“Is there a Santa Claus?” is a question asked each year by hundreds of children who are trying to grow up and yet not quite ready to give up their beloved childhood Santa. I feel sure that little Virginia O’Hanlon had no idea way back in 1897 that her very simple question and the answer she received would live on long after she departed this world, but it did and it does. Of course, Virginia wasn’t a Texan, but her letter was certainly read by most Texans of the day!
Virginia’s father apparently did not want to be the one to answer his daughter so she took it upon herself to write to the New York Sun for her answer. I’m sure neither of the two suspected what would happen when the Sun published her letter as well as the answer it received.
I am 8 years old. Some of my little friends say there is no Santa Claus. Papa says, “If you see it in The Sun, it’s so.” Please tell me the truth, is there a Santa Claus?
It fell to crusty editor, Francis P. Church, to provide Virginia the answer to her question. Church wasn’t used to skirting the issue; in fact, he had built a career on attacking the story of the day head on. He had covered the Civil War while working for the New York Times and by the time he received the little girl’s letter, he had worked for the Sun for over 20 years and was known for tackling tough subjects. But this was a little girl….what to do??

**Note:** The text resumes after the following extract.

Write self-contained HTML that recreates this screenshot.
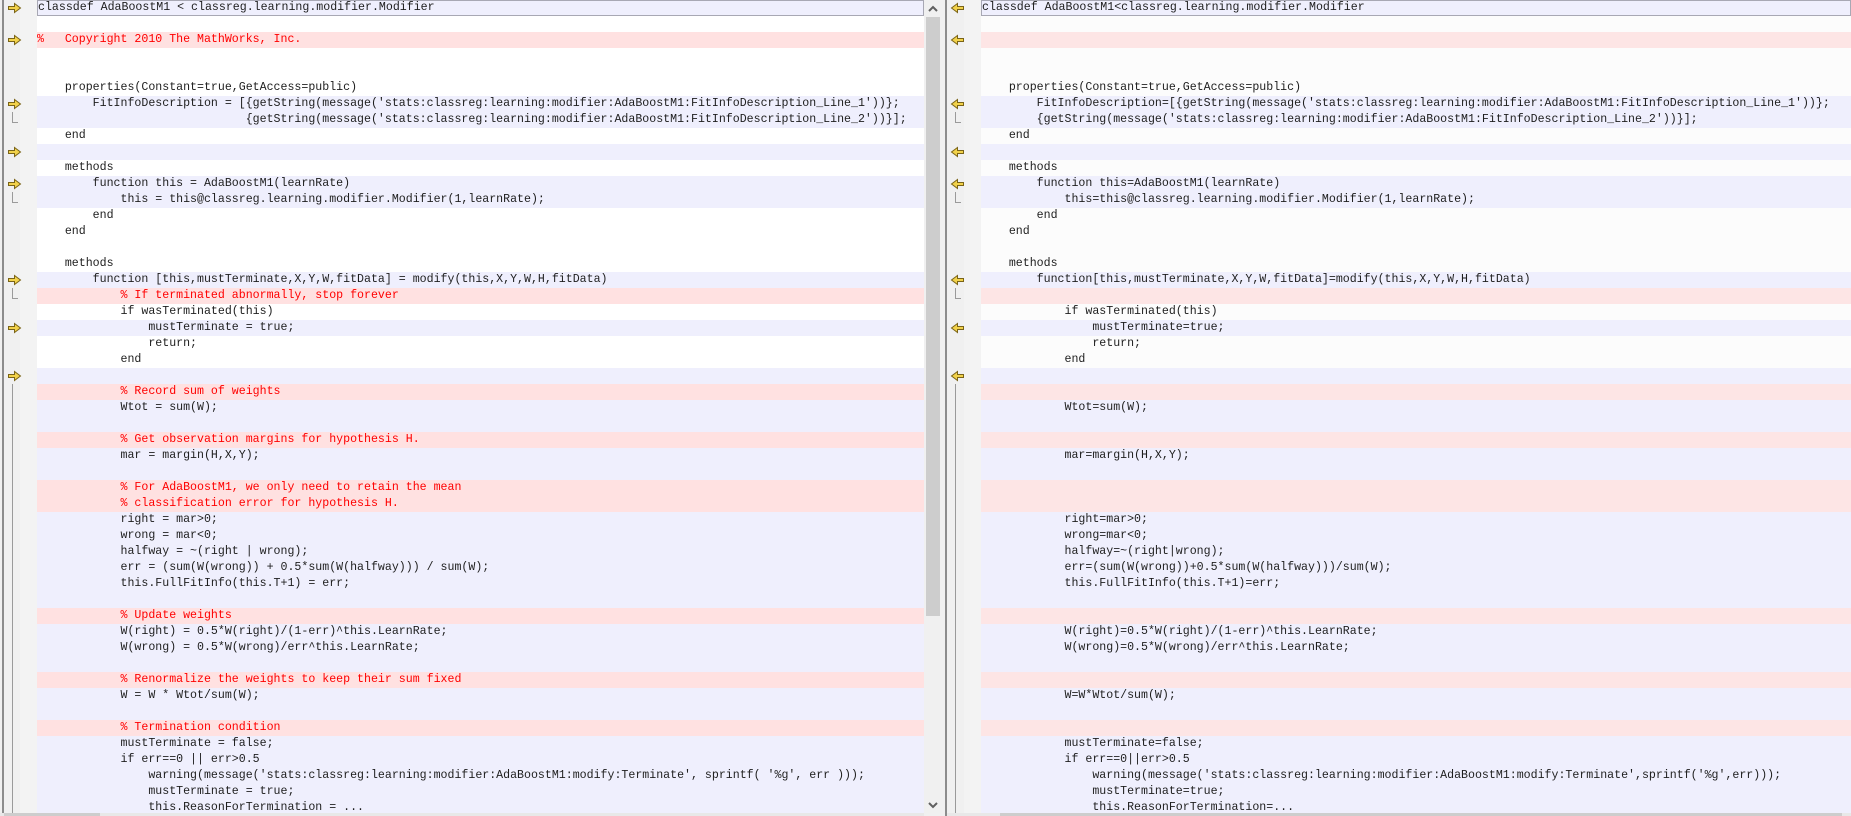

Sometimes even crusty, hardened old men cannot bring themselves to disappoint a little girl. Thus was the case with Church who answered Virginia’s letter in the paper.
“Virginia, your little friends are wrong. They have been affected by the skepticism of a skeptical age. They do not believe except they see. They think that nothing can be which is not comprehensible by their little minds.
“All minds, Virginia, whether they be men’s or children’s, are little. In this great universe of ours, man is a mere insect, an ant, in his intellect as compared with the boundless world about him, as measured by the intelligence capable of grasping the whole of truth and knowledge.
“Yes, Virginia, there is a Santa Claus. He exists as certainly as love and generosity and devotion exist, and you know that they abound and give to your life its highest beauty and joy.
“Alas! how dreary would be the world if there were no Santa Claus! It would be as dreary as if there were no Virginias. There would be no childlike faith then, no poetry, no romance to make tolerable this existence. We should have no enjoyment, except in sense and sight. The eternal light with which childhood fills the world would be extinguished.
“Not believe in Santa Claus! You might as well not believe in fairies. You might get your papa to hire men to watch in all the chimneys on Christmas eve to catch Santa Claus, but even if you did not see Santa Claus coming down, what would that prove? Nobody sees Santa Claus, but that is no sign that there is no Santa Claus.
“The most real things in the world are those that neither children nor men can see. Did you ever see fairies dancing on the lawn? Of course not, but that’s no proof that they are not there. Nobody can conceive or imagine all the wonders there are unseen and unseeable in the world.
“You tear apart the baby’s rattle and see what makes the noise inside, but there is a veil covering the unseen world which not the strongest man, nor even the united strength of all the strongest men that ever lived could tear apart.
“Only faith, poetry, love, romance, can push aside that curtain and view and picture the supernal beauty and glory beyond. Is it all real? Ah, Virginia, in all this world there is nothing else real and abiding.
“No Santa Claus! Thank God! he lives and lives forever. A thousand years from now, Virginia, nay 10 times 10,000 years from now, he will continue to make glad the heart of childhood.”
The Sun reprinted this letter and its answer every Christmas season until the paper went out of business over 50 years later although Church himself died in 1906. Virginia O’Hanlon Douglas died May 13, 1971.